(Exercise)
Pick out each line containing the string "React" and copy it.

┏━━

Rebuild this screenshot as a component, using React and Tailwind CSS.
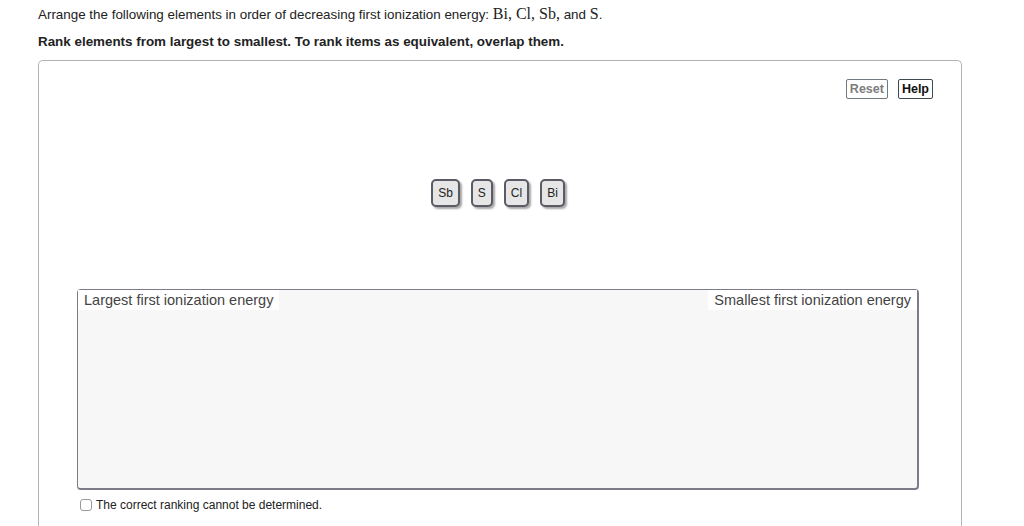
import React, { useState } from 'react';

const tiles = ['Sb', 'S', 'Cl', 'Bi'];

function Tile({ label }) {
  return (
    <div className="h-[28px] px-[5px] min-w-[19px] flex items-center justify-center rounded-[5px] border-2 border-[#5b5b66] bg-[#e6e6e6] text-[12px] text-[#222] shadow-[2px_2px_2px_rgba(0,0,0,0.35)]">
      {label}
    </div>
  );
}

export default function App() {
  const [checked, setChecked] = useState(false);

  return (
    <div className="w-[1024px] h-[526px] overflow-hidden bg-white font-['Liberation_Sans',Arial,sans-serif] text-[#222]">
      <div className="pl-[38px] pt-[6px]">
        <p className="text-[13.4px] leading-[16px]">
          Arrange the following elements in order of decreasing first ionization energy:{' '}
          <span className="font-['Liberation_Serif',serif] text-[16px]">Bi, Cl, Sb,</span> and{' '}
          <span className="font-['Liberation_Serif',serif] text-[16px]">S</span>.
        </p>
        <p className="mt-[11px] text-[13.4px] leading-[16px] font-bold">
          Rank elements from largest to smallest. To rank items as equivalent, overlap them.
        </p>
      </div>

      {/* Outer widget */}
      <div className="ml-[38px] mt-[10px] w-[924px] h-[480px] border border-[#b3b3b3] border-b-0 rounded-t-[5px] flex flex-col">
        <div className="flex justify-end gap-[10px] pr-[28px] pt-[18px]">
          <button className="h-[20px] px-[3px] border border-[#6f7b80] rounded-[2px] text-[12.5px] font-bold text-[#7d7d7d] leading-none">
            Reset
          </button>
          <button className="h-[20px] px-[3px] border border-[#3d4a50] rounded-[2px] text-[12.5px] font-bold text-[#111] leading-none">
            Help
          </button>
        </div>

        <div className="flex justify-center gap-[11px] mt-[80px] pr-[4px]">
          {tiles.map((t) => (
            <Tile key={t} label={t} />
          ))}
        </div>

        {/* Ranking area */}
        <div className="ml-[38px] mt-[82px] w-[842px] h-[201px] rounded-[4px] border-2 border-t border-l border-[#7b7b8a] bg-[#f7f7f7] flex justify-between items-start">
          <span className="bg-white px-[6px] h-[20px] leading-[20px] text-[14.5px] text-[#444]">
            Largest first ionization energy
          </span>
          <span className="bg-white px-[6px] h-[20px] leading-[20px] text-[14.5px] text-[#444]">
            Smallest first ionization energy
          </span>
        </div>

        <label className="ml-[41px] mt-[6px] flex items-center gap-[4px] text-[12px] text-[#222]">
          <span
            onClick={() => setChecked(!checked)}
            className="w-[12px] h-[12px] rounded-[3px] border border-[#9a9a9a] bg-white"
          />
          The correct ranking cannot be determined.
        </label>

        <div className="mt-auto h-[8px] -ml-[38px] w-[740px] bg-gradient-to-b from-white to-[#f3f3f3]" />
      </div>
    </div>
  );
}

┗━━

(Reply)
Rebuild this screenshot as a component, using React and Tailwind CSS.
import React, { useState } from 'react';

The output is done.